Opinion polls indicate that Spanish citizens are among the most favourable to the European Union, and to a greater intervention on its part in national debates. The reasons for this situation are historic: in our country, European integration is identified with the end of the dictatorship and democratic normalisation. However, the economic crisis and the manner in which it has been managed from Brussels and Frankfurt has led to the beginning of a change of perception with respect to the EU.
Disaffection with the EU
The turning point goes back to 2010, when the Zapatero government applied the measures dictated from Brussels, modifying the Constitution in the middle of the summer to make payment of the debt the priority. The subsequent disenchantment was the starting point in a significant decline of the traditional parties. The bailout of the banks which was organised shortly afterwards, with millions of euros of public money being transferred to the financial system, raised awareness of the fact that the European Union was in reality a project designed by and for the élites alone.

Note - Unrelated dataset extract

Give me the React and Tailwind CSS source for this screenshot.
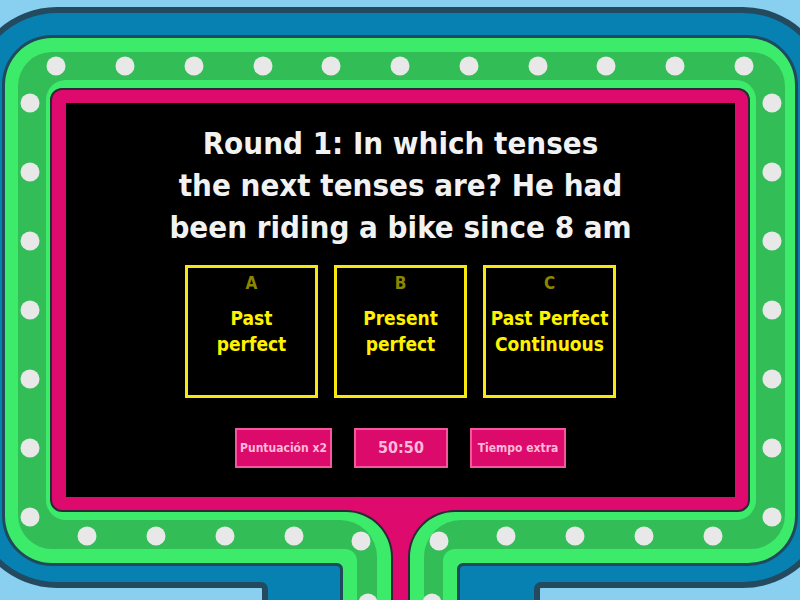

Also, the racist management of the arrival of asylum seekers has made it apparent that the European Union was not the space of solidarity and open borders which many had believed it to be. Happily, we do not in the Spanish state have a far-right party which could develop an openly racist discourse at a mass scale. The majority are favourable to welcoming the refugees, and many towns have declared themselves refuge towns. The welcoming of asylum seekers has however been strongly limited because of the action of the successive national governments and the EU.
All these elements have led to a lowering of enthusiasm in favour of the European Union, even if this disaffection is limited by the fact that people perceive no viable alternative to it
The lessons of the Greek precedent
The brutal pressure exerted in 2014 by the Eurogroup and the ECB on the Syriza government has also shown to what extent democracy in the EU is limited by very narrow margins. But Syriza’s capitulation has made the task of the forces of change in the Spanish state difficult.
Podemos is regularly confronted with this argument: your programme is very appealing, but it is inapplicable inside the European Union. Our response is to explain that our strategy is very distinct from that of Syriza: first, it is indispensable to take unilateral measures of disobedience to the EU before even beginning any negotiation. Thus, it is only on the basis of suspension of the payment of the foreign debt and a democratic control of capital that any negotiation with the European institutions can be considered. Also, we know that a break with the institutions and polices of the EU cannot be envisaged in a national perspective, but only in an internationalist and class-based perspective.
Our objective is not take our independence in relation to the EU, but to put an end to the current EU and replace it with a solidarity-based union of the peoples of Europe. Our objective should not be independence in relation to the ECB and the Eurogroup, but the dismantling of these neoliberal institutions and their replacement by other structures which are democratic and socialist.
To get there, it is necessary to lead the battle for change taking place at the European level, by building an alliance of peoples and movements breaking with the neoliberal institutions.